* **What to work on**
Restate the whole of the material. Keep every word, and drop the pictures.

* **Data**
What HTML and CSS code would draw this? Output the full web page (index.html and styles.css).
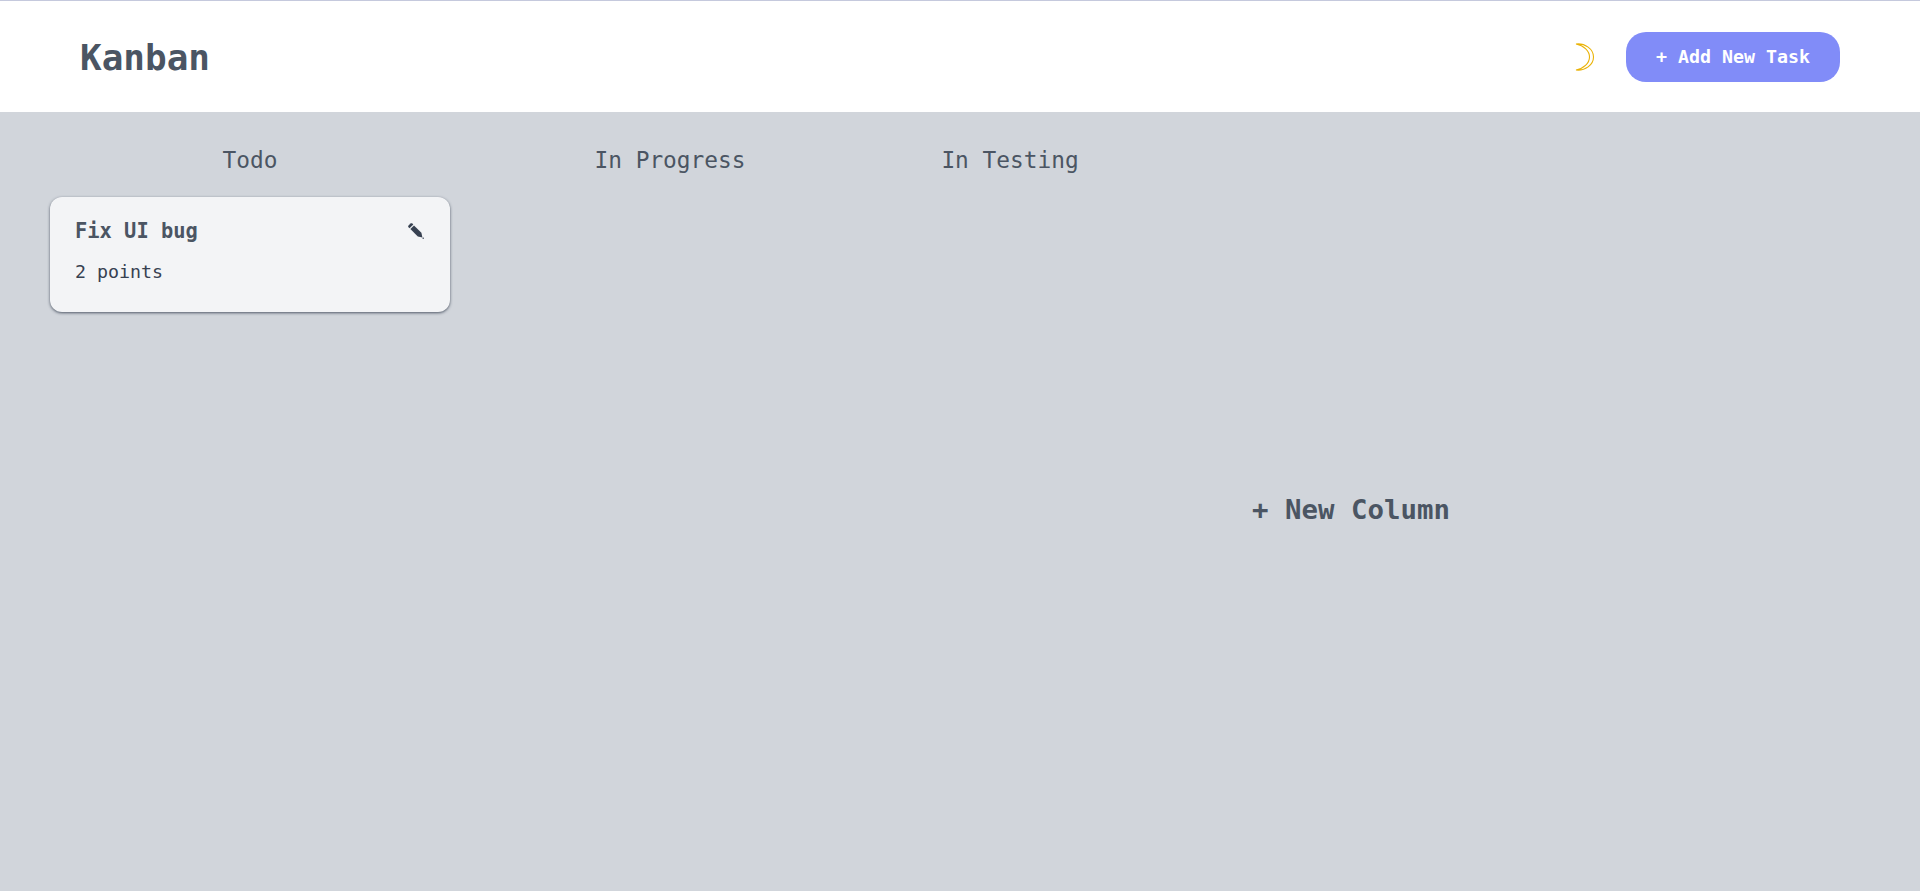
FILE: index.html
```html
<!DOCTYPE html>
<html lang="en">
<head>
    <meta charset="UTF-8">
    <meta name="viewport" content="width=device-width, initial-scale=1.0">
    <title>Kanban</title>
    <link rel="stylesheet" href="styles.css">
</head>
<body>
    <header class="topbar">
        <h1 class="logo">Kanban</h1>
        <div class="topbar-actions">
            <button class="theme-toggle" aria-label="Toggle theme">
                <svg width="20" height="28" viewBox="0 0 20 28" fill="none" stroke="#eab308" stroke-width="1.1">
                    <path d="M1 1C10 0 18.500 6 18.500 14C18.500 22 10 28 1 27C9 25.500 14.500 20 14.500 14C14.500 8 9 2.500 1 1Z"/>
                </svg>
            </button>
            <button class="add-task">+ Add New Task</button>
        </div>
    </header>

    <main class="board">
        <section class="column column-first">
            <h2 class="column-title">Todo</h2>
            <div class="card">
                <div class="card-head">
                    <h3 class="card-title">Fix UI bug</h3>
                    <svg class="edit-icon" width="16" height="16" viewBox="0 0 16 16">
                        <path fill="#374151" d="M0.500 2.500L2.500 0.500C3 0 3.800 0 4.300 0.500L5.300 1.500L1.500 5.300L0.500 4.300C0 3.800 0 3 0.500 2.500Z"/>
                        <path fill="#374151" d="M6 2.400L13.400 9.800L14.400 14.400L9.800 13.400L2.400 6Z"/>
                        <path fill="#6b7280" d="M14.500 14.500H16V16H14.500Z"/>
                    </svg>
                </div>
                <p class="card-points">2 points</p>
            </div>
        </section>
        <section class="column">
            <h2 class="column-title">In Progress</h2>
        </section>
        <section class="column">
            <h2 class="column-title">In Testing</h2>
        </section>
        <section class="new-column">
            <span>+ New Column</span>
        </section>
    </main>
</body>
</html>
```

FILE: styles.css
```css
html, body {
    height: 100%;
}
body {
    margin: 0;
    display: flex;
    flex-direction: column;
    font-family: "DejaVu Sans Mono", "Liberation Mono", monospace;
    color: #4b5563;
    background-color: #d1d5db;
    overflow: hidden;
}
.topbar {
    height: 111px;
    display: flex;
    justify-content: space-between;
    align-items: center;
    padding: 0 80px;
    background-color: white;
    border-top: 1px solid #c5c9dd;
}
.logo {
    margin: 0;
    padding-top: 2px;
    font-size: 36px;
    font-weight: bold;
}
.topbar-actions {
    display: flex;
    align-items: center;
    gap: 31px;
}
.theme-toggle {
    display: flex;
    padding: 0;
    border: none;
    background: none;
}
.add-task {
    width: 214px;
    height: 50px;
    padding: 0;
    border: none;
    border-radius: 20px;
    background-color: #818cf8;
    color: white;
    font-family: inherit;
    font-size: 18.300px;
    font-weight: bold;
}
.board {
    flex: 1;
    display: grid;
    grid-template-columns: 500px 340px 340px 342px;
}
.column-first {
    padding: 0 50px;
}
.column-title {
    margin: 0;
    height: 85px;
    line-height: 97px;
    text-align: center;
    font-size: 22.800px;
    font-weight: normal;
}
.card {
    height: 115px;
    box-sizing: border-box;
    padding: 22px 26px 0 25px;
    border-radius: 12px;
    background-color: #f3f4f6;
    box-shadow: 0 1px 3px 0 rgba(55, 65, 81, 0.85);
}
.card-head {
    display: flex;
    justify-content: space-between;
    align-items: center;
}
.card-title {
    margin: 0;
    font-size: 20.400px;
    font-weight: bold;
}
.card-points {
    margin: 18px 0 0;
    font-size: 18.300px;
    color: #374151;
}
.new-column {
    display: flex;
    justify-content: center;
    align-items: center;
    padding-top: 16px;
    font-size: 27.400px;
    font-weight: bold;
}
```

* **Result below**
What HTML and CSS code would draw this? Output the full web page (index.html and styles.css).
FILE: index.html
```html
<!DOCTYPE html>
<html lang="en">
<head>
    <meta charset="UTF-8">
    <meta name="viewport" content="width=device-width, initial-scale=1.0">
    <title>Kanban</title>
    <link rel="stylesheet" href="styles.css">
</head>
<body>
    <header class="topbar">
        <h1 class="logo">Kanban</h1>
        <div class="topbar-actions">
            <button class="theme-toggle" aria-label="Toggle theme">
                <svg width="20" height="28" viewBox="0 0 20 28" fill="none" stroke="#eab308" stroke-width="1.1">
                    <path d="M1 1C10 0 18.500 6 18.500 14C18.500 22 10 28 1 27C9 25.500 14.500 20 14.500 14C14.500 8 9 2.500 1 1Z"/>
                </svg>
            </button>
            <button class="add-task">+ Add New Task</button>
        </div>
    </header>

    <main class="board">
        <section class="column column-first">
            <h2 class="column-title">Todo</h2>
            <div class="card">
                <div class="card-head">
                    <h3 class="card-title">Fix UI bug</h3>
                    <svg class="edit-icon" width="16" height="16" viewBox="0 0 16 16">
                        <path fill="#374151" d="M0.500 2.500L2.500 0.500C3 0 3.800 0 4.300 0.500L5.300 1.500L1.500 5.300L0.500 4.300C0 3.800 0 3 0.500 2.500Z"/>
                        <path fill="#374151" d="M6 2.400L13.400 9.800L14.400 14.400L9.800 13.400L2.400 6Z"/>
                        <path fill="#6b7280" d="M14.500 14.500H16V16H14.500Z"/>
                    </svg>
                </div>
                <p class="card-points">2 points</p>
            </div>
        </section>
        <section class="column">
            <h2 class="column-title">In Progress</h2>
        </section>
        <section class="column">
            <h2 class="column-title">In Testing</h2>
        </section>
        <section class="new-column">
            <span>+ New Column</span>
        </section>
    </main>
</body>
</html>
```

FILE: styles.css
```css
html, body {
    height: 100%;
}
body {
    margin: 0;
    display: flex;
    flex-direction: column;
    font-family: "DejaVu Sans Mono", "Liberation Mono", monospace;
    color: #4b5563;
    background-color: #d1d5db;
    overflow: hidden;
}
.topbar {
    height: 111px;
    display: flex;
    justify-content: space-between;
    align-items: center;
    padding: 0 80px;
    background-color: white;
    border-top: 1px solid #c5c9dd;
}
.logo {
    margin: 0;
    padding-top: 2px;
    font-size: 36px;
    font-weight: bold;
}
.topbar-actions {
    display: flex;
    align-items: center;
    gap: 31px;
}
.theme-toggle {
    display: flex;
    padding: 0;
    border: none;
    background: none;
}
.add-task {
    width: 214px;
    height: 50px;
    padding: 0;
    border: none;
    border-radius: 20px;
    background-color: #818cf8;
    color: white;
    font-family: inherit;
    font-size: 18.300px;
    font-weight: bold;
}
.board {
    flex: 1;
    display: grid;
    grid-template-columns: 500px 340px 340px 342px;
}
.column-first {
    padding: 0 50px;
}
.column-title {
    margin: 0;
    height: 85px;
    line-height: 97px;
    text-align: center;
    font-size: 22.800px;
    font-weight: normal;
}
.card {
    height: 115px;
    box-sizing: border-box;
    padding: 22px 26px 0 25px;
    border-radius: 12px;
    background-color: #f3f4f6;
    box-shadow: 0 1px 3px 0 rgba(55, 65, 81, 0.85);
}
.card-head {
    display: flex;
    justify-content: space-between;
    align-items: center;
}
.card-title {
    margin: 0;
    font-size: 20.400px;
    font-weight: bold;
}
.card-points {
    margin: 18px 0 0;
    font-size: 18.300px;
    color: #374151;
}
.new-column {
    display: flex;
    justify-content: center;
    align-items: center;
    padding-top: 16px;
    font-size: 27.400px;
    font-weight: bold;
}
```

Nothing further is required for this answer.